(Items from a dataset)
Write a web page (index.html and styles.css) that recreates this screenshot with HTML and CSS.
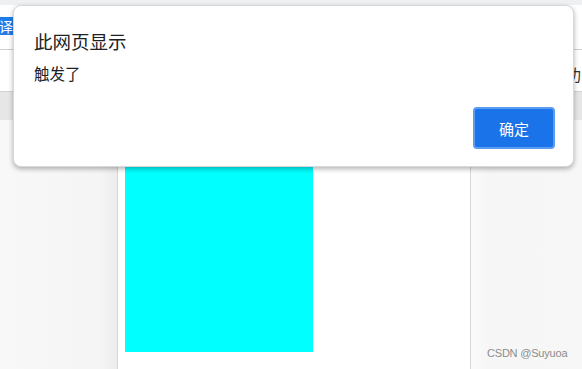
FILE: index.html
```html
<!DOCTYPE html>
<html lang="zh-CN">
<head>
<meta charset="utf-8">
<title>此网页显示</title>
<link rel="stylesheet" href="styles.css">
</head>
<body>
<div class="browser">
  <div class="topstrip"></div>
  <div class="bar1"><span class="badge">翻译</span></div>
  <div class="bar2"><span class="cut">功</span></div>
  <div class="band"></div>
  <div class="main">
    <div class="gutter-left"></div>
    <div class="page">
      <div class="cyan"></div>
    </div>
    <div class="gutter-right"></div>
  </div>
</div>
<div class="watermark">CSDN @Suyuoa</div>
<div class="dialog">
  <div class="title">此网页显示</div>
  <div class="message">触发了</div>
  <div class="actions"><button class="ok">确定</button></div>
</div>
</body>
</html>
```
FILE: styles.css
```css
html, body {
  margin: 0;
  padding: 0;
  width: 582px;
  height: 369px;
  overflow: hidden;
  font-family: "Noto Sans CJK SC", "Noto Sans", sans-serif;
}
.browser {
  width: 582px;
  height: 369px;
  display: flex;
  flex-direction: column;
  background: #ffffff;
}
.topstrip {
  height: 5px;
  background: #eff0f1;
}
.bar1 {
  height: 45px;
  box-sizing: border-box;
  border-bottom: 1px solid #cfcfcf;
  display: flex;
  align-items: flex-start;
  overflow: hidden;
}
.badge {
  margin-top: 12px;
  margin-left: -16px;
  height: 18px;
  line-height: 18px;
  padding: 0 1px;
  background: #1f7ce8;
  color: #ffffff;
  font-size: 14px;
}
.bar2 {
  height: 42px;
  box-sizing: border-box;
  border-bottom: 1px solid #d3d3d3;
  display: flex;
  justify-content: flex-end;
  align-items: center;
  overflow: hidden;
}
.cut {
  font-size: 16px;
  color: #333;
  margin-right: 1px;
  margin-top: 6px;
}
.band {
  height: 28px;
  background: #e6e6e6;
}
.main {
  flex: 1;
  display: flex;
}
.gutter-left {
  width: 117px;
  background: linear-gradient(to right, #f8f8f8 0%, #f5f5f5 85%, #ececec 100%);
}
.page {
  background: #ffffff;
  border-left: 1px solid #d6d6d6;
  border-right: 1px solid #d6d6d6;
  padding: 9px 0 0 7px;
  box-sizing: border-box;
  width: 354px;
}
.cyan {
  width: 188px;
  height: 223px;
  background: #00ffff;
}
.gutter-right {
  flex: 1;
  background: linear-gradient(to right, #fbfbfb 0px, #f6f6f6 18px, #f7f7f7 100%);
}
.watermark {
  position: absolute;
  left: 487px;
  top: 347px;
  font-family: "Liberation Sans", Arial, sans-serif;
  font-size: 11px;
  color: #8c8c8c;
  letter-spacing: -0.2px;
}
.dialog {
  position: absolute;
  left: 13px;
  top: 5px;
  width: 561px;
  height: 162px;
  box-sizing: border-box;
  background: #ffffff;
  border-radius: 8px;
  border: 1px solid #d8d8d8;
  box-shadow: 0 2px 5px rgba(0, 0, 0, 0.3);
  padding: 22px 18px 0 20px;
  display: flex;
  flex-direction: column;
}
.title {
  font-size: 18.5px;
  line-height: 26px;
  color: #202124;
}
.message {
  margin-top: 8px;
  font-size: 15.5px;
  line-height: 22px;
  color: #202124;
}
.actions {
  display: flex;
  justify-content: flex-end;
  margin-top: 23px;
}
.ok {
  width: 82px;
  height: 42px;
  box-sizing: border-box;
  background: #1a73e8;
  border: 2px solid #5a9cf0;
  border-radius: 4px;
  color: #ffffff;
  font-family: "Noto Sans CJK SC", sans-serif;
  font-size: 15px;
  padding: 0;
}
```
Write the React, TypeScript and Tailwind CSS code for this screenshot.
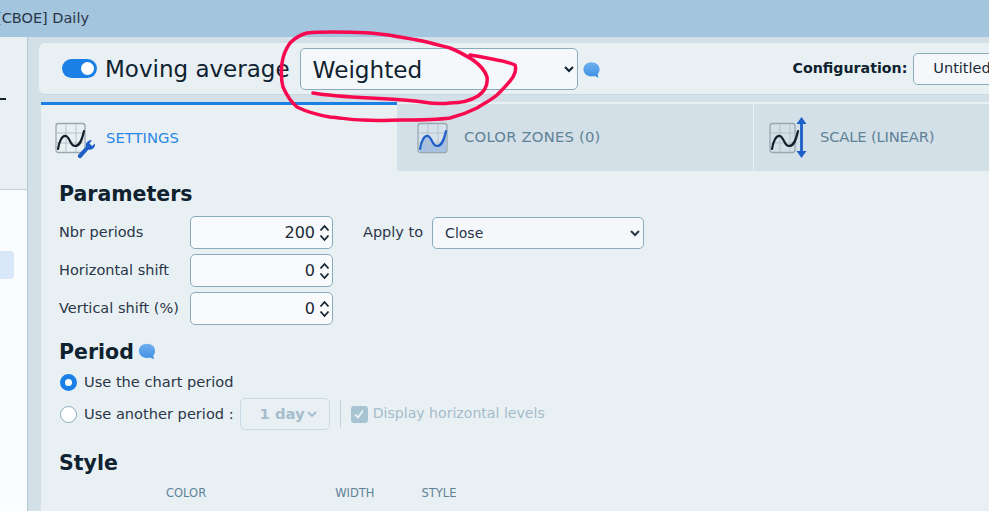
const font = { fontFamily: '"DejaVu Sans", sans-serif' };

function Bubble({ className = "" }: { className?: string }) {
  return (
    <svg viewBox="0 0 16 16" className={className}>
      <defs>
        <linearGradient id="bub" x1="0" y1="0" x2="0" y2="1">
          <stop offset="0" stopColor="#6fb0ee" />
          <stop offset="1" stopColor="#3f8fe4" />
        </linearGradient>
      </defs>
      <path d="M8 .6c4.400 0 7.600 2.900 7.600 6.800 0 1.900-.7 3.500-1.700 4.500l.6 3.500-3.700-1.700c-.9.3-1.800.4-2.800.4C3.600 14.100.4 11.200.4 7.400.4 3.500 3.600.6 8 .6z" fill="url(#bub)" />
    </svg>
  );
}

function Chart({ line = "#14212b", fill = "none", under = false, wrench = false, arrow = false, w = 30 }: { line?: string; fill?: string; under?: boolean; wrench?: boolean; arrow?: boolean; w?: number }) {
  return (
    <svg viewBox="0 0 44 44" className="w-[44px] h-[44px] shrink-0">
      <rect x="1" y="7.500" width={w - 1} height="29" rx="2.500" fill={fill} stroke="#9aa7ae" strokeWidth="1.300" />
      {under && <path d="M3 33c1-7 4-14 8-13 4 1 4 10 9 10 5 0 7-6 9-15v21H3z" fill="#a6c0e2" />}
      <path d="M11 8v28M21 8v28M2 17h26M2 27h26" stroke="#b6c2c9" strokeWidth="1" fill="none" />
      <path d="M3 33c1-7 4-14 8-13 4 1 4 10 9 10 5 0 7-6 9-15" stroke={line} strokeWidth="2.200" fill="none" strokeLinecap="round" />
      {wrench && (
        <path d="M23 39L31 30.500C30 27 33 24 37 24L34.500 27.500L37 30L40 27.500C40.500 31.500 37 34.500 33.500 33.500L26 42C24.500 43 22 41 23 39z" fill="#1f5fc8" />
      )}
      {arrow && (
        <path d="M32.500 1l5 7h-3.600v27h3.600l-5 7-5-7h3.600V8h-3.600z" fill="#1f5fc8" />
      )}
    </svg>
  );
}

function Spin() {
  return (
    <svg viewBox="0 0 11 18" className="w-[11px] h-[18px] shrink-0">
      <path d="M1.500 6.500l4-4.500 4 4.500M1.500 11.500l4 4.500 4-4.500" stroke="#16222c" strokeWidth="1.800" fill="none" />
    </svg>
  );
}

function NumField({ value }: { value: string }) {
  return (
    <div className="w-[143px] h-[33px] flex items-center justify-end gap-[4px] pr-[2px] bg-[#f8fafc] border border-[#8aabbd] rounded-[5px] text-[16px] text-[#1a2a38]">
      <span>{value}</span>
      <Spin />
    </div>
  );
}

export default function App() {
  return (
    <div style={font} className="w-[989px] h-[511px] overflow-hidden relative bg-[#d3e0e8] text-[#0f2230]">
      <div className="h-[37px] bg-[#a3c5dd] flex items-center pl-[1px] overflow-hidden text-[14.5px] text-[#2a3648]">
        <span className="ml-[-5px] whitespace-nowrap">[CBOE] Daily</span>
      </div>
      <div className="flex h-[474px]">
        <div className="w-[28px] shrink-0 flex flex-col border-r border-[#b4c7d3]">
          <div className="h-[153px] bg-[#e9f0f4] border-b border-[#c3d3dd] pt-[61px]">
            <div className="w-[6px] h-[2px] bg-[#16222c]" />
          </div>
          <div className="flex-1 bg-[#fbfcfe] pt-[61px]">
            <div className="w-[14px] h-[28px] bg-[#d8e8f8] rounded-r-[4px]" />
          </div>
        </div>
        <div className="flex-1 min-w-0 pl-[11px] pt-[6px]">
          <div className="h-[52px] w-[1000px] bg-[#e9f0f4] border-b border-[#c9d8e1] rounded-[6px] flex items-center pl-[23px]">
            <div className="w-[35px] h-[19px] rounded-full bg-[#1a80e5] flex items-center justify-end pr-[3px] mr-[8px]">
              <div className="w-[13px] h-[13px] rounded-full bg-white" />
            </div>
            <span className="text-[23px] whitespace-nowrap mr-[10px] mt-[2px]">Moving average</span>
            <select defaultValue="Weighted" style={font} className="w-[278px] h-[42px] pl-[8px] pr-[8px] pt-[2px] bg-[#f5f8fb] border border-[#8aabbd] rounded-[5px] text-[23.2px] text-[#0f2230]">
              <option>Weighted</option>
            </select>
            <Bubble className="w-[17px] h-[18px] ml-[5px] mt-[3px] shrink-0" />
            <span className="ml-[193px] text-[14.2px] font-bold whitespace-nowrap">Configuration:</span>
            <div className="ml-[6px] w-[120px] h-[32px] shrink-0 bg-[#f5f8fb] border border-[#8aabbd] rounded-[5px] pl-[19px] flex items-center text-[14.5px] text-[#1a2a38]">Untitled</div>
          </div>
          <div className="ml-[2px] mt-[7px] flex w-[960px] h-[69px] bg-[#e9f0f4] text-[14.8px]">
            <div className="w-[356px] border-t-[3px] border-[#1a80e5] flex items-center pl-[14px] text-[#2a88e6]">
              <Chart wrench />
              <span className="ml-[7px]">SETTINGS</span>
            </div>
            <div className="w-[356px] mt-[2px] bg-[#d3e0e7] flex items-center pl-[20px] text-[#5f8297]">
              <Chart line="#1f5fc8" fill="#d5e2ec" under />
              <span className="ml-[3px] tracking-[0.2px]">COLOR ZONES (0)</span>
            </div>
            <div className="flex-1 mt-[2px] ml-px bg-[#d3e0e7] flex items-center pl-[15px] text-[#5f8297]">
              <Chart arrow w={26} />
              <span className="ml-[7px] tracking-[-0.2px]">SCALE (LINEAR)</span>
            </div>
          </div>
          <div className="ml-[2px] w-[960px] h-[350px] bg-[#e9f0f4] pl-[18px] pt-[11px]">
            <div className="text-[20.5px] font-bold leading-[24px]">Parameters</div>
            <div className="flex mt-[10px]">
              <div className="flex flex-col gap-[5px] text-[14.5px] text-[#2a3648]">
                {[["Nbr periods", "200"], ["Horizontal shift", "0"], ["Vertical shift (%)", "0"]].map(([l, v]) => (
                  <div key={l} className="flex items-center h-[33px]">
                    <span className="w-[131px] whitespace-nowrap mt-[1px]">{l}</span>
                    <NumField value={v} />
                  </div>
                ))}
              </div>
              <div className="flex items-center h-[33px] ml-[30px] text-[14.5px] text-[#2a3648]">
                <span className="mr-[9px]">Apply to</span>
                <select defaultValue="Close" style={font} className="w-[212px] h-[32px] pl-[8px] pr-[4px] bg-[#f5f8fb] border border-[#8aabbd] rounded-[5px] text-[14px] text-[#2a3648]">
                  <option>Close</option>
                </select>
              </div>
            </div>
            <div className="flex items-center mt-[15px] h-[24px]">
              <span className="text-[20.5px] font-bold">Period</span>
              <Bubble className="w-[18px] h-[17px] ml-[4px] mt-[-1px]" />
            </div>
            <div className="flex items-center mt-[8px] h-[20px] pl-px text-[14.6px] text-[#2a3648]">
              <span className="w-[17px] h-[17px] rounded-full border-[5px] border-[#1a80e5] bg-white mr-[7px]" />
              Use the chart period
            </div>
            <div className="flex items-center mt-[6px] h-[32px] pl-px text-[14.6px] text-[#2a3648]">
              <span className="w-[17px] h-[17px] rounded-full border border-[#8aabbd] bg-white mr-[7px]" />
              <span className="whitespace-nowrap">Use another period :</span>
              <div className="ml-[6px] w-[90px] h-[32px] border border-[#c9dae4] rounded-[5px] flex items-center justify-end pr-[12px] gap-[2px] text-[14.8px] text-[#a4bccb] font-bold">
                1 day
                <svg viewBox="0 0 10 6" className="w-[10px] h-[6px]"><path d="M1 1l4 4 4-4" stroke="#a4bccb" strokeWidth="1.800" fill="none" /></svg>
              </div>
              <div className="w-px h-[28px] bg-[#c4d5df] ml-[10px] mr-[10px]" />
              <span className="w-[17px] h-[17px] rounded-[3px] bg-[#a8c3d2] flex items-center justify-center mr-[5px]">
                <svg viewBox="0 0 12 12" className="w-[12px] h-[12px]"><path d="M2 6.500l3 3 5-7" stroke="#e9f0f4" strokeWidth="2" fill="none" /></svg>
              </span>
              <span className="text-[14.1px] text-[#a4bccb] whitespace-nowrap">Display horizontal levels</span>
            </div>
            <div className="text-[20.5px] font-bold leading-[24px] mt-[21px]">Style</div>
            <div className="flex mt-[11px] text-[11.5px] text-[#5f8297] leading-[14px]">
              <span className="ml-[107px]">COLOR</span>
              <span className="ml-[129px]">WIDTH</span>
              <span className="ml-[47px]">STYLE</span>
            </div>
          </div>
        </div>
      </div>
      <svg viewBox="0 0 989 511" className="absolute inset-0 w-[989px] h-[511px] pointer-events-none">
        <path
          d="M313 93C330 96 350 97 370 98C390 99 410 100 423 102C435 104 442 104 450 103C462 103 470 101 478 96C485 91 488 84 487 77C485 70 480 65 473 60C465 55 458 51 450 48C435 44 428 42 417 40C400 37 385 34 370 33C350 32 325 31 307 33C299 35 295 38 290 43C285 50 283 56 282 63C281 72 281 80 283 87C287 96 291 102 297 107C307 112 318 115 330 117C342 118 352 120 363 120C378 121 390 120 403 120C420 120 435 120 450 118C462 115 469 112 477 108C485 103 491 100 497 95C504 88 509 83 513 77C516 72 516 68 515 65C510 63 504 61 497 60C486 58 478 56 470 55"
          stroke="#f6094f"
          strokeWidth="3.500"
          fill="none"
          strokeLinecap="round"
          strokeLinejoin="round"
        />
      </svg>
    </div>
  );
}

==

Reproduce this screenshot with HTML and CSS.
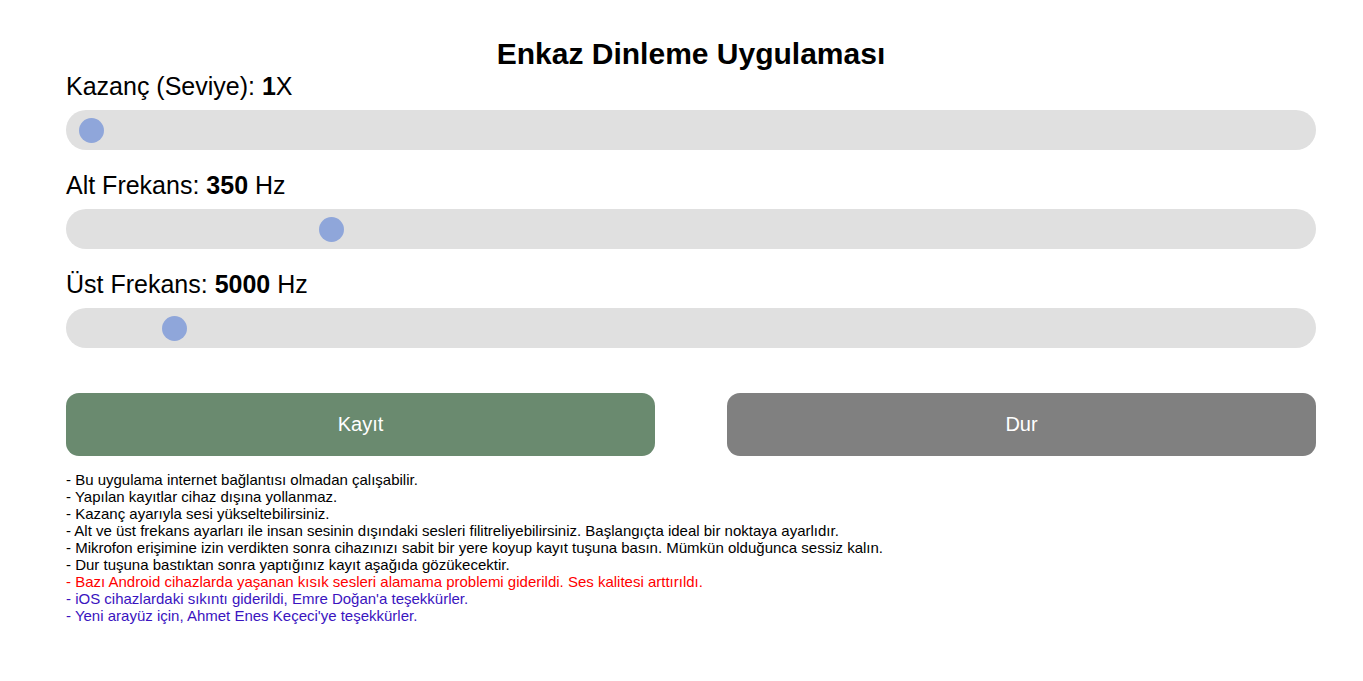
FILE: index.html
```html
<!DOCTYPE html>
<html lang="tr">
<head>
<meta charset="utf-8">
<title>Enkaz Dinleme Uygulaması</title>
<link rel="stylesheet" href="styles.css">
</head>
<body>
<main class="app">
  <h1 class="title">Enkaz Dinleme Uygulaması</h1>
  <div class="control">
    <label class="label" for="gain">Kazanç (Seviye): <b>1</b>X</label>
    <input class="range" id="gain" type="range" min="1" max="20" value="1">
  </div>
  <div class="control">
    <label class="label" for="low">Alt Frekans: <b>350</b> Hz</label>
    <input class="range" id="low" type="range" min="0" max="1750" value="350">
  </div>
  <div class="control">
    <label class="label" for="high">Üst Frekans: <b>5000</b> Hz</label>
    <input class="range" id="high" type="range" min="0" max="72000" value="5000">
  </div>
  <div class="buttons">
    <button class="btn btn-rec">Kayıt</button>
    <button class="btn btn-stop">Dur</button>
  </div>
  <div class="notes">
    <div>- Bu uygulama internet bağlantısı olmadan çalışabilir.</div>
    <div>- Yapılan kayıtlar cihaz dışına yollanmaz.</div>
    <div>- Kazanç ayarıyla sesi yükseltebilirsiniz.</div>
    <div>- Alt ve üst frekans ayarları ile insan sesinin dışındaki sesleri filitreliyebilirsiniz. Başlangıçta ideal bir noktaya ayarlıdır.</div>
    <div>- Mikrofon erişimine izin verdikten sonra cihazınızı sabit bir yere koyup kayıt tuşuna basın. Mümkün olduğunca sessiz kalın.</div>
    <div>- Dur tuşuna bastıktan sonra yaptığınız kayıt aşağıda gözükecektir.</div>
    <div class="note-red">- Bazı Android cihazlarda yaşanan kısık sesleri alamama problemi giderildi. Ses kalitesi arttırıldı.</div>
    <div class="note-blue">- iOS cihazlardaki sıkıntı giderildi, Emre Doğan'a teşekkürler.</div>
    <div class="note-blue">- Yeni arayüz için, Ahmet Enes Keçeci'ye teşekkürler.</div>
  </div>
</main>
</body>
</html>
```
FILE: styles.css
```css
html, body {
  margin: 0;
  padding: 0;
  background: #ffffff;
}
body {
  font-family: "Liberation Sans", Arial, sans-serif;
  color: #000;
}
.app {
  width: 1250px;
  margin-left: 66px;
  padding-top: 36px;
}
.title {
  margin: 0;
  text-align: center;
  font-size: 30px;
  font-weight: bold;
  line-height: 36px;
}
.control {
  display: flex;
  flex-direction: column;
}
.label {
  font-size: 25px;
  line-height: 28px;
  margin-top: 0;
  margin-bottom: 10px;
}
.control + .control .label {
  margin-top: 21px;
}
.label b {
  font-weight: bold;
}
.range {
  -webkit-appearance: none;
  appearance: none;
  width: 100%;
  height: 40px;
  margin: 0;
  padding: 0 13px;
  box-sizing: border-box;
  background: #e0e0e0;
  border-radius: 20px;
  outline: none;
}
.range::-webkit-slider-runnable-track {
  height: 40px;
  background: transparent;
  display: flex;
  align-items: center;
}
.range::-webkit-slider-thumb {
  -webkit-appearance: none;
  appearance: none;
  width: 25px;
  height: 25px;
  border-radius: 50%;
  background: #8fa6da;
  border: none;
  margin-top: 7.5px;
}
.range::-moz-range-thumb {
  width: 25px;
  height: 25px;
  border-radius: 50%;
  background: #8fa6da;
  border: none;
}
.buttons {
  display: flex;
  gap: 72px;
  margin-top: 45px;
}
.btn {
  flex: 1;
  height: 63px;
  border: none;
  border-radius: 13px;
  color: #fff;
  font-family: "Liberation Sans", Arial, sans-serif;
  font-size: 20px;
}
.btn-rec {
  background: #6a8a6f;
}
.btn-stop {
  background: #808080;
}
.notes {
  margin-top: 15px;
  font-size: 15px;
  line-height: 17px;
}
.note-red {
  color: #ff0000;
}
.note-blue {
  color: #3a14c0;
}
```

### Exercise:
Go through the material above and copy each line that has the word "page".

### The result:
Write a web page (index.html and styles.css) that recreates this screenshot with HTML and CSS.
    <div class="page">
.page {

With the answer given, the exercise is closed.